CHP’li belediye başkanlarından ortak bildiri
CHP'li belediye başkanları Ankara'da yapacakları toplantı öncesinde, YSK'ya çağrı yapan ortak bir bildiri yayımladı. Bildiride, "Tümüyle demokratik kurallarla ve yollarla kazanılmış bir seçimin, siyasi baskılarla, soyut iddialarla ve gerçek dışı kara propaganda yollarıyla gasp edilmesine hiçbir şekilde izin vermeyeceğiz" denildi.
ANKARA - 31 Mart'ta seçilen CHP'li belediye başkanları Ankara'da bir araya geldi. CHP Genel Merkezi'nde bir günlük çalışma toplantısı öncesi ortak bildiri yayınlandı. "31 Mart 2019 İstanbul Büyükşehir Belediye Başkanlığı Seçimlerini kuşkuya yer vermeyecek şekilde Sayın Ekrem İmamoğlu kazanmıştır" sözleriyle başlayan CHP'li belediye başkanları adına yayımlanan bildiride şöyle denildi:
HUKUK DEVLETİ ADINA KABUL EDİLEMEZ: 1 Nisan sabahından bugüne kadar olan 32 günlük süre boyunca, AKP ve MHP’nin çeşitli sözcülerinin kurduğu sistematik baskıyla, YSK’nın İstanbul Büyükşehir seçimlerini bir türlü sonuçlandıramamış olması hukuk devleti adına kabul edilemez.
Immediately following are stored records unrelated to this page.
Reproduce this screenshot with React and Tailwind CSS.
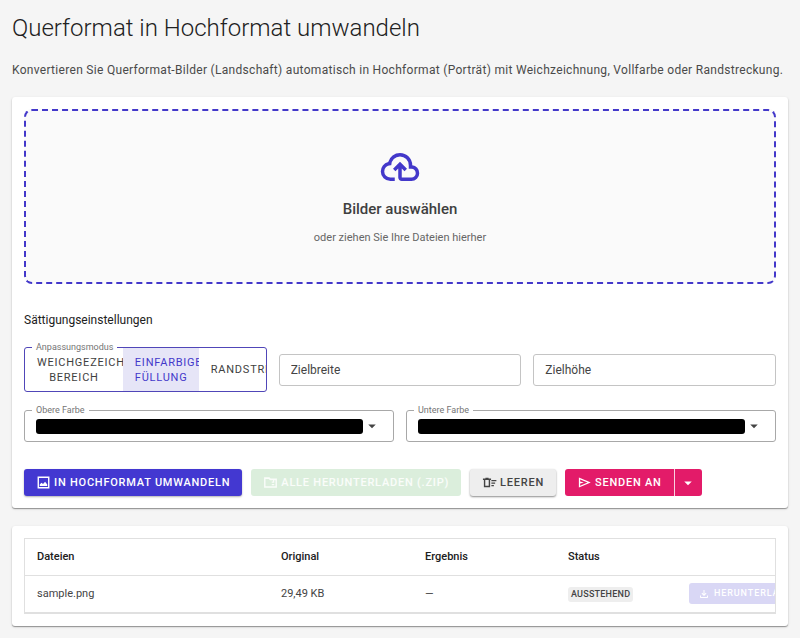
import React from "react";

const paths = {
  upload:
    "M260-160q-91 0-155.5-63T40-377q0-78 47-139t123-78q25-92 100-149t170-57q117 0 198.5 81.5T760-520q69 8 114.5 59.5T920-340q0 75-52.5 127.5T740-160H520q-33 0-56.5-23.5T440-240v-206l-64 62-56-56 160-160 160 160-56 56-64-62v206h220q42 0 71-29t29-71q0-42-29-71t-71-29h-60v-80q0-83-58.5-141.5T480-720q-83 0-141.5 58.5T280-520h-20q-58 0-99 41t-41 99q0 58 41 99t99 41h100v80H260Z",
  image:
    "M100-100v-760h760v760H100Zm90-90h580v-580H190v580Zm50-70v-90l110-120 100 90 130-150 140 170v100H240Z",
  zip: "M70-150v-660h340l80 80h400v580H70Zm90-90h400v-390H450l-80-80H160v470Zm400-390v80h80v80h-80v80h80v80h-80v70h240v-390h-80v80h-80v-80h-80Zm80 80h80v80h-80v-80Zm0 160h80v80h-80v-80Z",
  sweep:
    "M600-240v-80h160v80H600Zm0-320v-80h320v80H600Zm0 160v-80h240v80H600ZM120-640H60v-90h160v-60h200v60h160v90h-60v460H120v-460Zm90 0v370h220v-370H210Z",
  send: "M120-160v-640l760 320-760 320Zm80-120 474-200-474-200v140l240 60-240 60v140Z",
  download:
    "M480-320 280-520l56-58 104 104v-326h80v326l104-104 56 58-200 200ZM240-160q-33 0-56.5-23.5T160-240v-120h80v120h480v-120h80v120q0 33-23.5 56.5T720-160H240Z",
  down: "M480-360 280-560h400L480-360Z",
};

function Icon({ name, className }) {
  return (
    <svg viewBox="0 -960 960 960" fill="currentColor" aria-hidden="true" className={className}>
      <path d={paths[name]} />
    </svg>
  );
}

const modes = [
  { label: "WEICHGEZEICHNETER BEREICH", style: "flex-[74] text-[#3f3f3f]" },
  { label: "EINFARBIGE FÜLLUNG", style: "flex-[52] bg-[#e6e5f7] text-[#4338ca]", on: true },
  { label: "RANDSTRECKUNG", style: "flex-[43] text-[#3f3f3f]" },
];

function SizeField({ label }) {
  return (
    <input
      type="text"
      placeholder={label}
      aria-label={label}
      className="h-8 w-full min-w-0 rounded-[3px] border border-[#c4c4c4] bg-white px-[11px] text-xs text-[#444] placeholder:text-[#444] placeholder:opacity-100"
    />
  );
}

function ColorField({ id, label }) {
  return (
    <div className="relative flex h-8 items-center rounded-[3px] border border-[#a8a8a8] pr-3 pl-[11px]">
      <label htmlFor={id} className="absolute -top-[7px] left-[7px] bg-white px-1 text-[9px] leading-3 text-[#757575]">
        {label}
      </label>
      <input
        id={id}
        type="color"
        defaultValue="#000000"
        className="h-[15px] min-w-0 flex-1 cursor-pointer appearance-none overflow-hidden rounded-[3px] border-0 bg-black p-0 [&::-webkit-color-swatch]:border-0 [&::-webkit-color-swatch-wrapper]:p-0"
      />
      <Icon name="down" className="size-[18px] text-[#444]" />
    </div>
  );
}

const action =
  "flex h-[27px] items-center gap-[3px] rounded-[3px] px-3 text-[11px] font-medium leading-4 tracking-[0.07em] whitespace-nowrap";

export default function App() {
  return (
    <main className="min-h-screen bg-[#f5f5f5] p-3 font-['Roboto',sans-serif] text-[#212121]">
      <h1 className="text-2xl leading-8 font-light">Querformat in Hochformat umwandeln</h1>
      <p className="mt-4 text-xs leading-5 tracking-wide text-[#4a4a4a]">
        Konvertieren Sie Querformat-Bilder (Landschaft) automatisch in Hochformat (Porträt) mit Weichzeichnung, Vollfarbe oder Randstreckung.
      </p>

      <section className="mt-[17px] rounded-[3px] bg-white p-3 shadow-[0_1px_1px_rgba(0,0,0,0.35),0_1px_3px_rgba(0,0,0,0.12)]">
        <button
          type="button"
          className="flex h-[175px] w-full flex-col items-center rounded-lg border-2 border-dashed border-[#4338ca] bg-[#fafafa] pt-[35px]"
        >
          <Icon name="upload" className="size-[42px] text-[#4338ca]" />
          <span className="mt-[11px] text-[15px] leading-5 font-medium text-[#3f3f3f]">Bilder auswählen</span>
          <span className="mt-[9px] text-[11px] leading-5 text-[#666]">oder ziehen Sie Ihre Dateien hierher</span>
        </button>

        <h2 className="mt-[26px] text-xs leading-5">Sättigungseinstellungen</h2>

        <div className="mt-[17px] grid grid-cols-3 items-center gap-3">
          <fieldset className="relative flex h-[45px] min-w-0 rounded-[3px] border border-[#5046b8]">
            <legend className="absolute -top-[7px] left-[7px] bg-white px-1 text-[9px] leading-3 text-[#757575]">
              Anpassungsmodus
            </legend>
            {modes.map((m) => (
              <button
                key={m.label}
                type="button"
                aria-pressed={!!m.on}
                className={`min-w-0 overflow-hidden px-3 text-center text-[11px] leading-[15px] tracking-[0.07em] ${m.style}`}
              >
                {m.label}
              </button>
            ))}
          </fieldset>
          <SizeField label="Zielbreite" />
          <SizeField label="Zielhöhe" />
        </div>

        <div className="mt-[18px] grid grid-cols-2 gap-3">
          <ColorField id="top-color" label="Obere Farbe" />
          <ColorField id="bottom-color" label="Untere Farbe" />
        </div>

        <div className="mt-[27px] flex flex-wrap gap-x-[9px] gap-y-2">
          <button type="button" className={`${action} bg-[#4338d1] text-white shadow-[0_1px_2px_rgba(0,0,0,0.3)]`}>
            <Icon name="image" className="size-[15px]" />
            IN HOCHFORMAT UMWANDELN
          </button>
          <button type="button" disabled className={`${action} bg-[#dbeedc] text-white/85`}>
            <Icon name="zip" className="size-[15px]" />
            ALLE HERUNTERLADEN (.ZIP)
          </button>
          <button type="button" className={`${action} bg-[#eeeeee] text-[#444] shadow-[0_1px_2px_rgba(0,0,0,0.45)]`}>
            <Icon name="sweep" className="size-[15px]" />
            LEEREN
          </button>
          <div className="flex">
            <button type="button" className={`${action} rounded-r-none bg-[#e31b69] text-white`}>
              <Icon name="send" className="size-[15px]" />
              SENDEN AN
            </button>
            <button
              type="button"
              aria-label="Weitere Ziele"
              className="flex h-[27px] w-7 items-center justify-center rounded-r-[3px] border-l border-white/80 bg-[#e31b69] text-white"
            >
              <Icon name="down" className="size-[18px]" />
            </button>
          </div>
        </div>
      </section>

      <section className="mt-[18px] rounded-[3px] bg-white p-3 shadow-[0_1px_1px_rgba(0,0,0,0.35),0_1px_3px_rgba(0,0,0,0.12)]">
        <div className="overflow-hidden border border-b-2 border-[#e0e0e0]">
          <table className="w-full table-fixed text-left text-[11px] leading-[17px]">
            <thead>
              <tr className="h-9 border-b border-[#e0e0e0]">
                <th className="w-[244px] px-3 font-medium">Dateien</th>
                <th className="w-36 px-3 font-medium">Original</th>
                <th className="w-[143px] px-3 font-medium">Ergebnis</th>
                <th className="w-[121px] px-3 font-medium">Status</th>
                <th className="px-3" />
              </tr>
            </thead>
            <tbody>
              <tr className="h-[37px] text-[#444]">
                <td className="px-3">sample.png</td>
                <td className="px-3">29,49 KB</td>
                <td className="px-3">—</td>
                <td className="px-3">
                  <span className="inline-block rounded-[3px] bg-[#eeeeee] px-[3px] text-[9px] leading-[15px] font-medium tracking-wide">
                    AUSSTEHEND
                  </span>
                </td>
                <td className="pl-3">
                  <button
                    type="button"
                    disabled
                    className="flex h-[21px] items-center gap-1 rounded-[3px] bg-[#d9d7f5] px-[9px] text-[9px] font-medium tracking-widest text-white"
                  >
                    <Icon name="download" className="size-3 shrink-0" />
                    HERUNTERLADEN
                  </button>
                </td>
              </tr>
            </tbody>
          </table>
        </div>
      </section>
    </main>
  );
}
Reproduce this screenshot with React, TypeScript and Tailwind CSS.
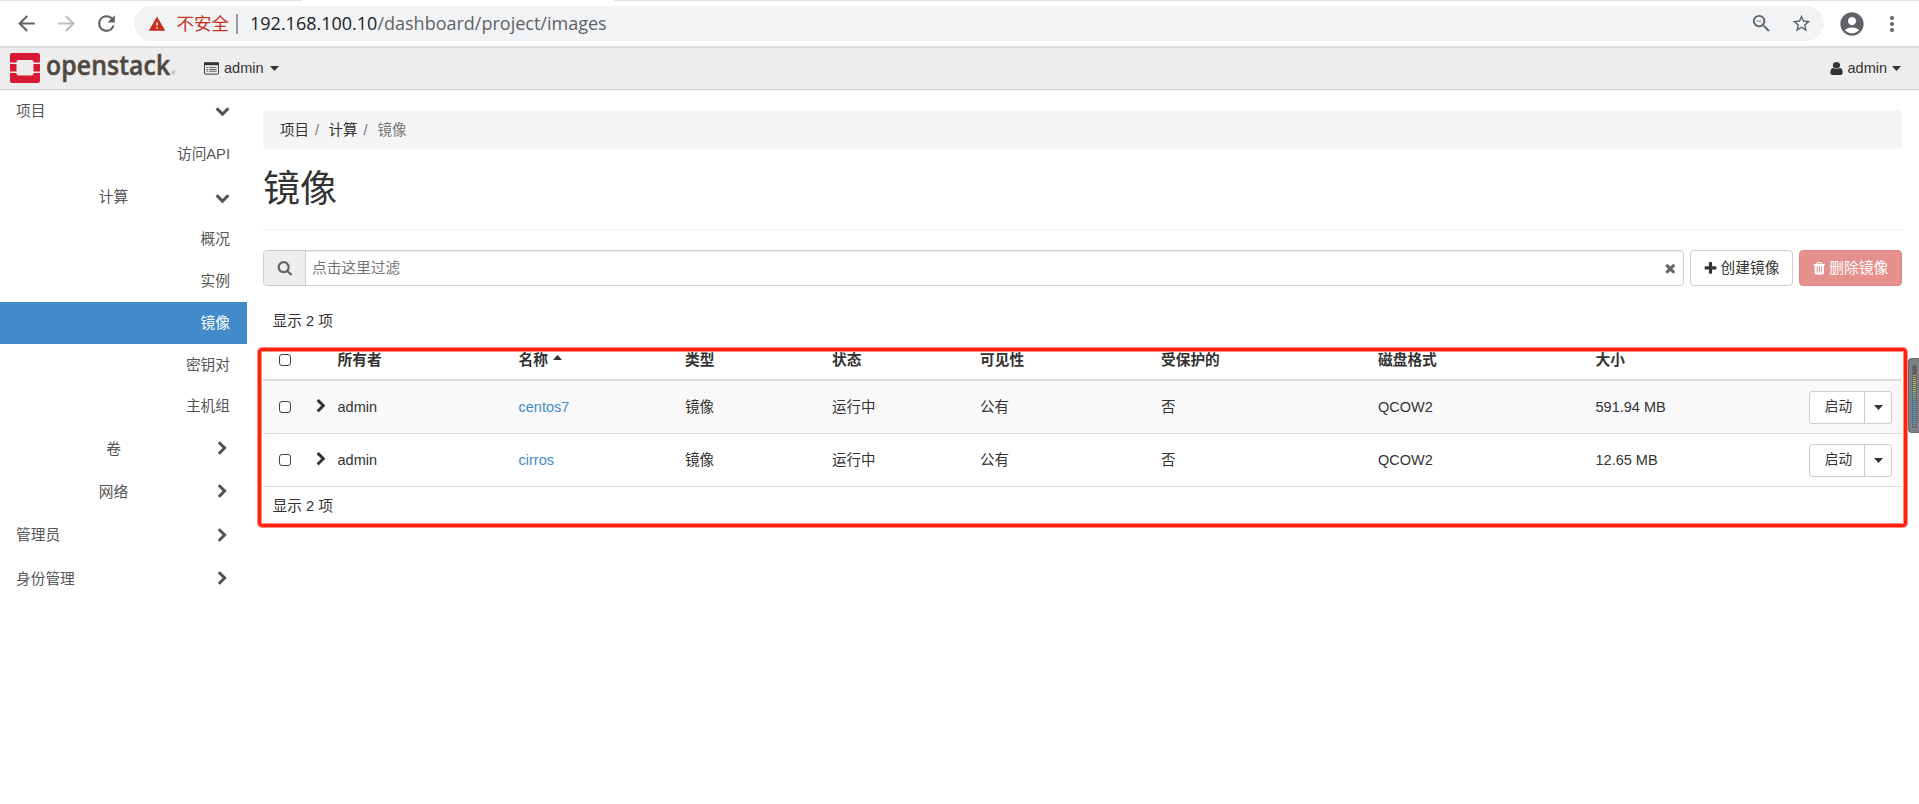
import { MdAccountCircle, MdArrowBack, MdArrowForward, MdMoreVert, MdRefresh, MdStarBorder, MdWarning, MdZoomOut } from "react-icons/md";

const icons = {
  chevronRight:
    "M1363 877l-742 742q-19 19-45 19t-45-19l-166-166q-19-19-19-45t19-45l531-531-531-531q-19-19-19-45t19-45l166-166q19-19 45-19t45 19l742 742q19 19 19 45t-19 45z",
  chevronDown:
    "M1683 808l-742 741q-19 19-45 19t-45-19l-742-741q-19-19-19-45.5t19-45.5l166-165q19-19 45-19t45 19l531 531 531-531q19-19 45-19t45 19l166 165q19 19 19 45.5t-19 45.5z",
  search:
    "M1216 832q0-185-131.5-316.5t-316.5-131.5-316.5 131.5-131.5 316.5 131.5 316.5 316.5 131.5 316.5-131.5 131.5-316.5zm512 832q0 52-38 90t-90 38q-54 0-90-38l-343-342q-179 124-399 124-143 0-273.5-55.5t-225-150-150-225-55.5-273.5 55.5-273.5 150-225 225-150 273.5-55.5 273.5 55.5 225 150 150 225 55.5 273.5q0 220-124 399l343 343q37 37 37 90z",
  times:
    "M1490 1322q0 40-28 68l-136 136q-28 28-68 28t-68-28l-294-294-294 294q-28 28-68 28t-68-28l-136-136q-28-28-28-68t28-68l294-294-294-294q-28-28-28-68t28-68l136-136q28-28 68-28t68 28l294 294 294-294q28-28 68-28t68 28l136 136q28 28 28 68t-28 68l-294 294 294 294q28 28 28 68z",
  plus:
    "M1600 736v192q0 40-28 68t-68 28h-416v416q0 40-28 68t-68 28h-192q-40 0-68-28t-28-68v-416h-416q-40 0-68-28t-28-68v-192q0-40 28-68t68-28h416v-416q0-40 28-68t68-28h192q40 0 68 28t28 68v416h416q40 0 68 28t28 68z",
  trash:
    "M704 1376v-704q0-14-9-23t-23-9h-64q-14 0-23 9t-9 23v704q0 14 9 23t23 9h64q14 0 23-9t9-23zm256 0v-704q0-14-9-23t-23-9h-64q-14 0-23 9t-9 23v704q0 14 9 23t23 9h64q14 0 23-9t9-23zm256 0v-704q0-14-9-23t-23-9h-64q-14 0-23 9t-9 23v704q0 14 9 23t23 9h64q14 0 23-9t9-23zm-544-992h448l-48-117q-7-9-17-11h-317q-10 2-17 11zm928 32v64q0 14-9 23t-23 9h-96v948q0 83-47 143.5t-113 60.5h-832q-66 0-113-58.5t-47-141.5v-952h-96q-14 0-23-9t-9-23v-64q0-14 9-23t23-9h309l70-167q15-37 54-63t79-26h320q40 0 79 26t54 63l70 167h309q14 0 23 9t9 23z",
  user:
    "M1536 1399q0 109-62.5 187t-150.5 78h-854q-88 0-150.5-78t-62.5-187q0-85 8.5-160.5t31.5-152 58.5-131 94-89 134.5-34.5q131 128 313 128t313-128q76 0 134.5 34.5t94 89 58.5 131 31.5 152 8.5 160.5zm-256-887q0 159-112.5 271.5t-271.5 112.5-271.5-112.5-112.5-271.5 112.5-271.5 271.5-112.5 271.5 112.5 112.5 271.5z",
};

function Icon({ name, className = "w-[14.5px] h-[14.5px]" }: { name: keyof typeof icons; className?: string }) {
  return (
    <svg viewBox="0 0 1792 1792" fill="currentColor" className={`shrink-0 ${className}`}>
      <path d={icons[name]} />
    </svg>
  );
}

function Caret({ up = false, className = "" }: { up?: boolean; className?: string }) {
  return (
    <svg viewBox="0 0 10 5" preserveAspectRatio="none" fill="currentColor" className={`w-[9px] h-[5px] shrink-0 ${className}`}>
      <path d={up ? "M0 5L5 0L10 5Z" : "M0 0H10L5 5Z"} />
    </svg>
  );
}

interface MenuItem {
  label: string;
  level: 1 | 2 | 3;
  height: string;
  open?: boolean;
  active?: boolean;
}

const menu: MenuItem[] = [
  { label: "项目", level: 1, height: "h-[41px]", open: true },
  { label: "访问API", level: 3, height: "h-[45px]" },
  { label: "计算", level: 2, height: "h-[42px]", open: true },
  { label: "概况", level: 3, height: "h-[42px]" },
  { label: "实例", level: 3, height: "h-[42px]" },
  { label: "镜像", level: 3, height: "h-[42px]", active: true },
  { label: "密钥对", level: 3, height: "h-[41px]" },
  { label: "主机组", level: 3, height: "h-[42px]" },
  { label: "卷", level: 2, height: "h-[43px]" },
  { label: "网络", level: 2, height: "h-[43px]" },
  { label: "管理员", level: 1, height: "h-[44px]" },
  { label: "身份管理", level: 1, height: "h-[43px]" },
];

const images = [
  { owner: "admin", name: "centos7", type: "镜像", status: "运行中", visibility: "公有", isProtected: "否", format: "QCOW2", size: "591.94 MB" },
  { owner: "admin", name: "cirros", type: "镜像", status: "运行中", visibility: "公有", isProtected: "否", format: "QCOW2", size: "12.65 MB" },
];

const columns = "grid grid-cols-[53px_21.5px_181px_166.5px_147px_148px_181px_217px_217.5px_1fr] items-center";

function Checkbox() {
  return <span className="block w-3 h-3 ml-4 rounded-[3px] border border-[#444] bg-white" />;
}

function BrowserBar() {
  return (
    <div className="h-12 flex flex-col bg-white border-b-2 border-[#dadbe0] text-[#5f6368]">
      <div className="flex h-px justify-between">
        <span className="w-[302px] bg-[#dee1e6]" />
        <span className="w-[1305px] bg-[#dee1e6]" />
      </div>
      <div className="flex-1 flex items-center">
        <MdArrowBack className="w-[25px] h-[25px] ml-3.5" />
        <MdArrowForward className="w-[25px] h-[25px] ml-[15px] text-[#bbbdbf]" />
        <MdRefresh className="w-[25px] h-[25px] ml-[14.5px]" />
        <div className="w-[1690px] h-[35px] ml-[15px] pl-3.5 pr-3 flex items-center rounded-full bg-[#f1f3f4]">
          <MdWarning className="w-[18px] h-[18px] text-[#c5301f]" />
          <span className="ml-[11px] text-[17.5px] text-[#c5301f]">不安全</span>
          <span className="w-0.5 h-5 ml-[7px] bg-[#9a9c9f]" />
          <span className="ml-3 pb-px font-['Open_Sans','Noto_Sans_CJK_SC',sans-serif] text-[18px] text-[#5f6368]">
            <span className="text-[#202124]">192.168.100.10</span>/dashboard/project/images
          </span>
          <MdZoomOut className="w-[23px] h-[23px] ml-auto" />
          <MdStarBorder className="w-[21px] h-[21px] ml-[18px]" />
        </div>
        <MdAccountCircle className="w-7 h-7 ml-3.5" />
        <MdMoreVert className="w-6 h-6 ml-3.5" />
      </div>
    </div>
  );
}

function Navbar() {
  return (
    <header className="h-[42px] pl-2.5 pr-[18px] pb-px flex items-center bg-[#ededed] border-b border-[#c9c9c9]">
      <svg viewBox="0 0 30 30" className="w-[30px] h-[30px]">
        <path fill="#da1a32" d="M2 0h26a2 2 0 0 1 2 2v7.5h-6.5V9a2 2 0 0 0-2-2h-13a2 2 0 0 0-2 2v.5H0V2a2 2 0 0 1 2-2z" />
        <path fill="#da1a32" d="M0 11h6.5v7.5H0zM23.5 11H30v7.5h-6.5z" />
        <path fill="#da1a32" d="M0 20h6.5v.5a2 2 0 0 0 2 2h13a2 2 0 0 0 2-2V20H30v8a2 2 0 0 1-2 2H2a2 2 0 0 1-2-2z" />
      </svg>
      <svg viewBox="0 0 132 40" className="w-[132px] h-10 ml-1.5 overflow-visible">
        <text y="27" transform="scale(.9 1)" textLength="138" fill="#514842" stroke="#514842" strokeWidth="0.5" className="font-['Open_Sans',sans-serif] text-[27.5px] font-semibold">openstack</text>
        <text x="125.5" y="27" fill="#777" className="text-[5px]">®</text>
      </svg>
      <svg viewBox="0 0 16 13" className="w-[15px] h-[13px] ml-[26px]">
        <rect x="0.5" y="0.5" width="15" height="12" rx="1" fill="none" stroke="#333" />
        <path fill="#333" d="M0 0h16v3H0z" />
        <path fill="#666" d="M2.5 5h2v1h-2zM5.5 5h8v1h-8zM2.5 7h2v1h-2zM5.5 7h8v1h-8zM2.5 9h2v1h-2zM5.5 9h8v1h-8z" />
      </svg>
      <span className="ml-[5px]">admin</span>
      <Caret className="ml-1.5" />
      <Icon name="user" className="w-[15px] h-[15px] ml-auto scale-x-115" />
      <span className="ml-1">admin</span>
      <Caret className="ml-[5px]" />
    </header>
  );
}

function Sidebar() {
  return (
    <nav className="w-[247px] shrink-0 text-[14.7px] text-[#555]">
      {menu.map((item) => (
        <div
          key={item.label}
          className={`${item.height} pl-4 pr-[17px] flex items-center ${item.active ? "bg-[#428bca] text-white" : ""}`}
        >
          {item.level === 2 && <span className="w-[195px] text-center">{item.label}</span>}
          {item.level === 1 && <span>{item.label}</span>}
          {item.level === 3 && <span className="ml-auto">{item.label}</span>}
          {item.level !== 3 && (
            <Icon name={item.open ? "chevronDown" : "chevronRight"} className="w-[15px] h-[15px] ml-auto mr-[0.5px]" />
          )}
        </div>
      ))}
    </nav>
  );
}

function LaunchButton() {
  return (
    <div className="w-[83px] h-[33px] ml-auto mr-[10px] flex items-stretch border border-[#ccc] rounded-[3px] bg-white text-[13.7px]">
      <button className="w-[55px] pl-[3px] border-r border-[#ccc]">启动</button>
      <button className="flex-1 flex items-center justify-center">
        <Caret />
      </button>
    </div>
  );
}

// little floating meter docked to the right edge of the screen
function EdgeMeter() {
  return (
    <div className="absolute left-[1908px] top-[358px] w-[11px] h-[75px] pt-1.5 pl-[3px] rounded-l-sm bg-[#7b8186] border border-r-0 border-[#666b70]">
      <div className="w-[5px] h-[63px] px-px py-0.5 flex flex-col gap-px bg-[#666b70]">
        {Array.from({ length: 30 }, (_, i) => (
          <span
            key={i}
            className={`h-px ${i < 4 ? "bg-[#5a5254]" : i < 8 ? "bg-[#c99a4c]" : i < 12 ? "bg-[#bdb556]" : i < 16 ? "bg-[#7fb28c]" : "bg-[#4f9fcb]"}`}
          />
        ))}
      </div>
    </div>
  );
}

export default function App() {
  return (
    <div className="relative w-[1919px] h-[804px] overflow-hidden bg-white font-['Liberation_Sans','Noto_Sans_CJK_SC',sans-serif] text-[14.5px] leading-5 text-[#333]">
      <BrowserBar />
      <Navbar />
      <div className="flex">
        <Sidebar />
        <main className="w-[1639px] ml-4 pt-5">
          <div className="h-[39px] px-[17px] flex items-center rounded bg-[#f5f5f5]">
            <span>项目</span>
            <span className="ml-1.5 text-[#777]">/</span>
            <span className="ml-[9.5px]">计算</span>
            <span className="ml-1.5 text-[#777]">/</span>
            <span className="ml-[10px] text-[#777]">镜像</span>
          </div>
          <h1 className="h-[81px] pt-[19px] text-[37px] leading-[44px] border-b border-[#eee]">镜像</h1>

          <div className="mt-5 h-9 flex">
            <div className="w-[1421px] flex border border-[#ccc] rounded overflow-hidden">
              <span className="w-[42px] flex items-center justify-center bg-[#eee] border-r border-[#ccc] text-[#666]">
                <Icon name="search" className="w-[15.5px] h-[15.5px] ml-px" />
              </span>
              <span className="flex-1 px-1.5 flex items-center text-[14.7px] text-[#757575] shadow-[inset_0_1px_1px_rgba(0,0,0,0.075)]">
                点击这里过滤
                <Icon name="times" className="w-[14.5px] h-[14.5px] ml-auto text-[#666]" />
              </span>
            </div>
            <button className="w-[103px] ml-1.5 pr-px flex items-center justify-center gap-[3px] border border-[#ccc] rounded text-[14.7px]">
              <Icon name="plus" className="w-[15px] h-[15px]" />
              创建镜像
            </button>
            <button className="w-[103px] ml-1.5 pr-px flex items-center justify-center gap-[3px] border border-[#e28481] rounded bg-[#e6908d] text-[14.7px] text-white">
              <Icon name="trash" />
              删除镜像
            </button>
          </div>

          <div className="pt-[25px] pl-[9.5px] text-[14.7px]">显示 2 项</div>
          <div className="relative mt-[10px]">
            <div className={`${columns} h-10 border-b-2 border-[#ddd] text-[14.7px] font-bold`}>
              <Checkbox />
              <span />
              <span>所有者</span>
              <span className="flex items-center">
                名称
                <Caret up className="ml-[5px] mb-1.5" />
              </span>
              <span>类型</span>
              <span>状态</span>
              <span>可见性</span>
              <span>受保护的</span>
              <span>磁盘格式</span>
              <span>大小</span>
            </div>
            {images.map((image, i) => (
              <div key={image.name} className={`${columns} h-[53px] border-b border-[#ddd] ${i % 2 === 0 ? "bg-[#f9f9f9]" : ""}`}>
                <Checkbox />
                <Icon name="chevronRight" className="w-[14.5px] h-[14.5px] -ml-0.5 mb-px" />
                <span>{image.owner}</span>
                <span className="text-[#428bca]">{image.name}</span>
                <span>{image.type}</span>
                <span>{image.status}</span>
                <span>{image.visibility}</span>
                <span>{image.isProtected}</span>
                <span>{image.format}</span>
                <span className="flex items-center">
                  {image.size}
                  <LaunchButton />
                </span>
              </div>
            ))}
            <div className="pt-[9px] pl-[9.5px] text-[14.7px]">显示 2 项</div>
            <div className="absolute -left-[5px] top-[7px] w-[1649px] h-[179px] rounded-[4px] border-[3px] border-[#ff2010] shadow-[0_0_0_1px_#ff8a80,inset_0_0_0_1px_#ff8a80] pointer-events-none" />
          </div>
        </main>
      </div>
      <EdgeMeter />
    </div>
  );
}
YSK’nın İstanbul seçimleri ile ilgili olarak aldığı pek çok karar, daha önce örneği görülmediği şekilde çelişkili ve siyasi kararlar olmuştur.
YSK ÜYELERİ SİYASİ KARARA ZORLANIYOR: AKP Genel Başkanı Recep Tayyip Erdoğan ile ortağı MHP Genel Başkanı Devlet Bahçeli’nin hemen her gün YSK üyelerini tehdit eder mahiyette demeçler vermelerini, o demeçlerin medyada defalarca tekrar edilmesi yoluyla YSK üyelerini siyasi karar vermeye zorlamalarını milletimizin birliği ve devletimizin bekası önünde önemli bir tehdit olarak görüyoruz.
YSK HUKUKA UYGUN KARAR VERMELİ: YSK üyelerinin iktidar cephesinden gelmekte olan tüm baskıları toptan reddederek, Anayasa'ya, kanunlara ve kendi içtihatlarına bağlı; nesnel kanıtlara dayalı ve vicdanı hür karar vermelerini halkımız ve tüm özgür dünya beklemektedir. YSK, hukuka dayalı karar vermeli ve seçimle gelenin seçimle gittiği bir ülkede yaşadığımızın garantisi olmayı sürdürmelidir.
KAZANILMIŞ SEÇİMİN GASPINA İZİN VERMEYECEĞİZ: Tümüyle demokratik kurallarla ve yollarla kazanılmış bir seçimin, siyasi baskılarla, soyut iddialarla ve gerçek dışı kara propaganda yollarıyla gasp edilmesine hiçbir şekilde izin vermeyeceğiz. Demokratik Parlamenter tarihimiz boyunca ülkemizde seçim sonuçlarına böyle bir itiraz görülmemiş, kurumlarımız hiçbir zaman bu denli töhmet altında bırakılmamıştır. Ülkemizin bu görüntüden bir an önce kurtulmalı ve ekonomiden dış politikaya kadar birçok sorunumuza çözüm aramaya başlamalıyız.